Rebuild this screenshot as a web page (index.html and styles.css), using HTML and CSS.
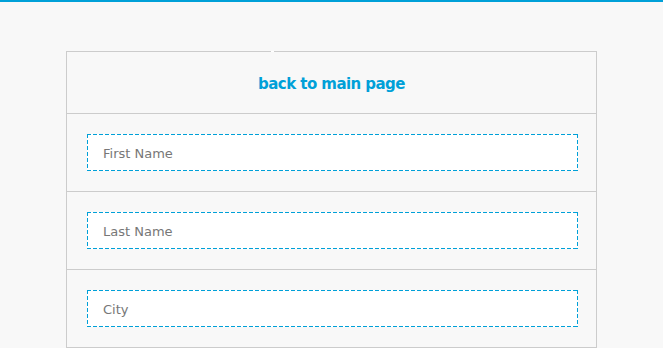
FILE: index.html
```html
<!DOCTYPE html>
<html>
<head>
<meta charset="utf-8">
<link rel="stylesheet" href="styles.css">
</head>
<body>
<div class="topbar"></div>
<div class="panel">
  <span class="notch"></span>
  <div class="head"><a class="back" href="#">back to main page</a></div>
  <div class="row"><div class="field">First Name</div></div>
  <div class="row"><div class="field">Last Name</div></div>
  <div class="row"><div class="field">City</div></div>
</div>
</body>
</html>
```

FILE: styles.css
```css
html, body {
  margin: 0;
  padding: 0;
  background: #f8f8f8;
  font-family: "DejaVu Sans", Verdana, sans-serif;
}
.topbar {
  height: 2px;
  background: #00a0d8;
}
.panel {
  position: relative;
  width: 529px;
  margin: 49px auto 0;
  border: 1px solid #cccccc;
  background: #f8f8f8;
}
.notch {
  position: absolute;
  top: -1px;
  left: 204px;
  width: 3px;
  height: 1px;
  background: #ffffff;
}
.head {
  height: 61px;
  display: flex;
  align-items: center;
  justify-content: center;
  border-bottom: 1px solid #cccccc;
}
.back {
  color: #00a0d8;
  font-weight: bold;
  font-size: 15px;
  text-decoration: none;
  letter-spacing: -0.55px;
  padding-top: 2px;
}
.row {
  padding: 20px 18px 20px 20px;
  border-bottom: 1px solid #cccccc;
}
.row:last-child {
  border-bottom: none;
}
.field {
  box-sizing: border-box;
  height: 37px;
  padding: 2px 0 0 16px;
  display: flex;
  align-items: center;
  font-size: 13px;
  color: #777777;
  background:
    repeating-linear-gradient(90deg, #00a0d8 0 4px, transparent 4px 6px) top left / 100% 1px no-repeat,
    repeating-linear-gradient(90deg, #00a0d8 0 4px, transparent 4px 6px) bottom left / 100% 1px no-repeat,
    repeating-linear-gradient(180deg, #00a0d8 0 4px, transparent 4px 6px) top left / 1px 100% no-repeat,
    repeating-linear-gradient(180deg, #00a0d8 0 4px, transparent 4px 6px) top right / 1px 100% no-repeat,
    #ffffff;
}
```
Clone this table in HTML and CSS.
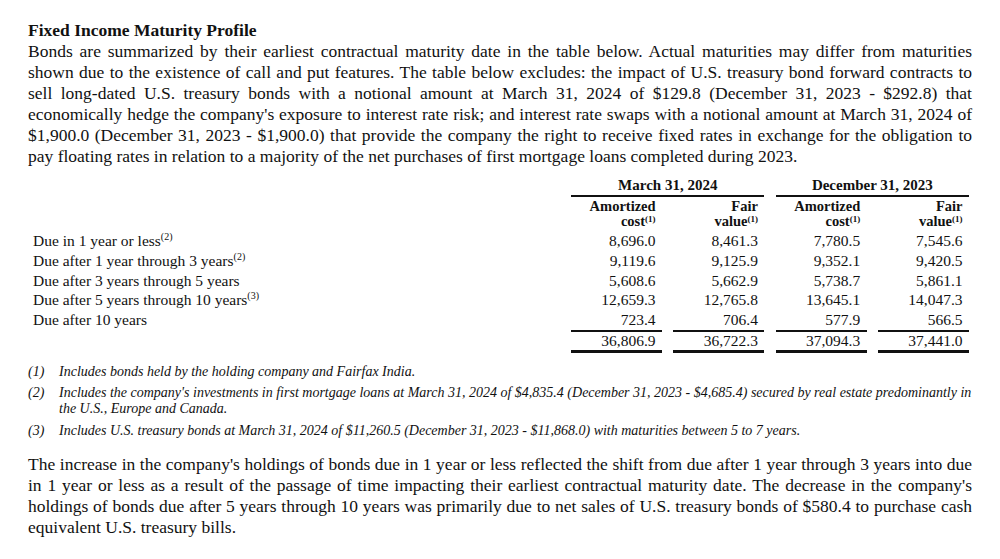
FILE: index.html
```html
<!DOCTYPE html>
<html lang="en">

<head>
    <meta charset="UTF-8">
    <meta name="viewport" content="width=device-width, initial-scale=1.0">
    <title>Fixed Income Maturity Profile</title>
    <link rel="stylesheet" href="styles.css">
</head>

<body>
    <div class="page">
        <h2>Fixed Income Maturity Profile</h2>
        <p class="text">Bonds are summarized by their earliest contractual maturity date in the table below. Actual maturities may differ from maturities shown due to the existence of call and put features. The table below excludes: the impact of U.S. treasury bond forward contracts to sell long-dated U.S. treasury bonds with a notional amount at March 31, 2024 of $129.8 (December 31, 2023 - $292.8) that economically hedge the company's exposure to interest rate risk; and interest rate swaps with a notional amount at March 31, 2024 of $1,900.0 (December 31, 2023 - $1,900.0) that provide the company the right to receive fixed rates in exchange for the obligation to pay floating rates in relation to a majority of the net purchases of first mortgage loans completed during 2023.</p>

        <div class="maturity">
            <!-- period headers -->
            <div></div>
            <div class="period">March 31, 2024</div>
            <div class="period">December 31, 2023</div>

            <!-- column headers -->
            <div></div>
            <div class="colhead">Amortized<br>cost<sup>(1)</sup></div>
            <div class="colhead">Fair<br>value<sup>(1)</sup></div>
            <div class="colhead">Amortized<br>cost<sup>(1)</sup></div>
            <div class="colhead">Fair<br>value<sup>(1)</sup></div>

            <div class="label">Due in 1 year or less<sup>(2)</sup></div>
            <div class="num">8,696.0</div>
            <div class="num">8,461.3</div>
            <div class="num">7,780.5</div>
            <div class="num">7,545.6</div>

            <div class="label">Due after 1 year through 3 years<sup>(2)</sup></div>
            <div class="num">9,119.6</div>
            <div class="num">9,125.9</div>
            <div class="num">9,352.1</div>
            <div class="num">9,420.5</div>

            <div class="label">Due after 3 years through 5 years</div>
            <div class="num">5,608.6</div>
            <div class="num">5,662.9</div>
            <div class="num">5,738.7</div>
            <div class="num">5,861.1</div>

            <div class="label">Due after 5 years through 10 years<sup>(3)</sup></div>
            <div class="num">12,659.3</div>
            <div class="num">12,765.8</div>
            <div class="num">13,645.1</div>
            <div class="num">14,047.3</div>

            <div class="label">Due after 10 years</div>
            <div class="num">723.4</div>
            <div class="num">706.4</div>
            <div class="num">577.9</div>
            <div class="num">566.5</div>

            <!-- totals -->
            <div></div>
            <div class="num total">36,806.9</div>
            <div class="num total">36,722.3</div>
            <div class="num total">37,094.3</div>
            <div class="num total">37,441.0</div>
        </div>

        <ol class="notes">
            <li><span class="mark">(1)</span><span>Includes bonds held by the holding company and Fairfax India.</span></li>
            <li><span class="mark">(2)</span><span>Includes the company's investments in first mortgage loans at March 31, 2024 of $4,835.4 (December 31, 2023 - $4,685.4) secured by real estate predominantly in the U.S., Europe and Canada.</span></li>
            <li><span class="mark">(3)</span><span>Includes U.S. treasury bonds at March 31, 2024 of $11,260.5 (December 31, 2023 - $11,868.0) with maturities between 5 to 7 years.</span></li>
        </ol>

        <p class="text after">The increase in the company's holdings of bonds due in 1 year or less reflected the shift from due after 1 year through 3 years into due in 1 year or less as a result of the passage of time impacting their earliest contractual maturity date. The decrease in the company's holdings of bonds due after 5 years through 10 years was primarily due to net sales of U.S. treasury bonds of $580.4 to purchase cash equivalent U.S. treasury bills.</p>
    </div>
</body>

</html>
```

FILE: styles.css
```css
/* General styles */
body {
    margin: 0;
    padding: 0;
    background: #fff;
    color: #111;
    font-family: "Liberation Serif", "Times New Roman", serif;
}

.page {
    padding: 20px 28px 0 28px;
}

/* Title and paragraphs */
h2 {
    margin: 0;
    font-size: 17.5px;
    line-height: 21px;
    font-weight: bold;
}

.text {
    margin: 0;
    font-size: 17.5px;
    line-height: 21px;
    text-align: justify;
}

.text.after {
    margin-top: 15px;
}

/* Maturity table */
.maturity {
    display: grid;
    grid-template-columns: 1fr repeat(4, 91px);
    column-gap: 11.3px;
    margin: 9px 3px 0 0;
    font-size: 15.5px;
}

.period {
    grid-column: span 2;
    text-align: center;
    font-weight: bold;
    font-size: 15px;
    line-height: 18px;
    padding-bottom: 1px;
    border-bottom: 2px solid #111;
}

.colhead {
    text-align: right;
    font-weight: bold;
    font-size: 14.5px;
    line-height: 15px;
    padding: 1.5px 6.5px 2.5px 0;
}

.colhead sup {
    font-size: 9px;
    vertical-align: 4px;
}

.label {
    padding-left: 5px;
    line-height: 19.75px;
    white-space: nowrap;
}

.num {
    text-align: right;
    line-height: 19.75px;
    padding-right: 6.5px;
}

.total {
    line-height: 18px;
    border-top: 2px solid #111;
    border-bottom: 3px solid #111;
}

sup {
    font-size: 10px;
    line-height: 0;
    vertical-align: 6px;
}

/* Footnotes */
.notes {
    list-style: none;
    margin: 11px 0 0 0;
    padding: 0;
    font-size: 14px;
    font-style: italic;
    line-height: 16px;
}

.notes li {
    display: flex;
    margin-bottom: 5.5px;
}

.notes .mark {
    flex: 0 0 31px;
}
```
----------------------------------------
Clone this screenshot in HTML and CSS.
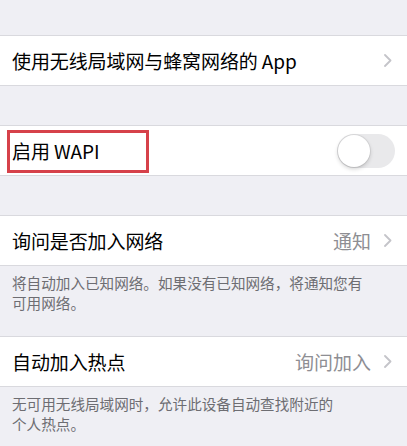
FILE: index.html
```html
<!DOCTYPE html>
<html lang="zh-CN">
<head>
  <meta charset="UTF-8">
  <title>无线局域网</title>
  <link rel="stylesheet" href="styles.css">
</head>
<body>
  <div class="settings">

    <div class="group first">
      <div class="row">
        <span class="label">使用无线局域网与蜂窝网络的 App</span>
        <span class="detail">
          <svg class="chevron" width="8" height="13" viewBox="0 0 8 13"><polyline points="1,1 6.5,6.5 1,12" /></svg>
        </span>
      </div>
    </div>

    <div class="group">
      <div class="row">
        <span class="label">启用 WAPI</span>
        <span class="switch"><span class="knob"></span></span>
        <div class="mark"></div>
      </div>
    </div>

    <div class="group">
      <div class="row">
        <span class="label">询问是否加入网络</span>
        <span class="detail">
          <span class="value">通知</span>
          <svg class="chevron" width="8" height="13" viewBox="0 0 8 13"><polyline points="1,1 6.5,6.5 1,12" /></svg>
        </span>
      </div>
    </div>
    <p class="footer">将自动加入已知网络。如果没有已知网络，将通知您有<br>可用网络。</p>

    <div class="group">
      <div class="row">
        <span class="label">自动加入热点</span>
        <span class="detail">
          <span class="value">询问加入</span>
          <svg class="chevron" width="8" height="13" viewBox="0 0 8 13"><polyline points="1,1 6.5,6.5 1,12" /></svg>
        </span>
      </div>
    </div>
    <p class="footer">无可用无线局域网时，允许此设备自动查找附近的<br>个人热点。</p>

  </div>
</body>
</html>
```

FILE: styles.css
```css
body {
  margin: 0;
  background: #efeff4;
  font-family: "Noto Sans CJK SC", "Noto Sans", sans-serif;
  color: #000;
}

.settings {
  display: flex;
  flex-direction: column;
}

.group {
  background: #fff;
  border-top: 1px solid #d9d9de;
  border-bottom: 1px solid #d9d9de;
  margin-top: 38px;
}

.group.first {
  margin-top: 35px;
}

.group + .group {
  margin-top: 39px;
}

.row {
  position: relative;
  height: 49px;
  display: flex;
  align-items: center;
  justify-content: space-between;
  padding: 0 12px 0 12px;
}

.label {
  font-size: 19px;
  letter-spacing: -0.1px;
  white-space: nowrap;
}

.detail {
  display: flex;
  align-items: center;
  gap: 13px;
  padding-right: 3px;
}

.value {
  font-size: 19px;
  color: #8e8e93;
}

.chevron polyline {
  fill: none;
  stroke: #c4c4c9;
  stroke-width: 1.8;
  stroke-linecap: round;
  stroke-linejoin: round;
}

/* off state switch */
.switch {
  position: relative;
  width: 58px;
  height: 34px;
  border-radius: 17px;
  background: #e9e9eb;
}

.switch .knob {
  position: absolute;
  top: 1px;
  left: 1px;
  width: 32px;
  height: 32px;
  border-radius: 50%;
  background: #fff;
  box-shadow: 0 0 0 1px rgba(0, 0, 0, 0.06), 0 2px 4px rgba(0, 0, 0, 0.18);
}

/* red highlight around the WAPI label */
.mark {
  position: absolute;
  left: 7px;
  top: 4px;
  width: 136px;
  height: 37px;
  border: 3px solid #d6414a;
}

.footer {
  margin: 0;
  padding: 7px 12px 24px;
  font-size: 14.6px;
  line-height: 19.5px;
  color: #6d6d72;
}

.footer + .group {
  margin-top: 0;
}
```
----------------------------------------
= Problem requirements =
Which lines hold the word "this"? Return all of them from the records above.

= Response below =
Rebuild this screenshot as a web page (index.html and styles.css), using HTML and CSS.
Clone this table in HTML and CSS.
Clone this screenshot in HTML and CSS.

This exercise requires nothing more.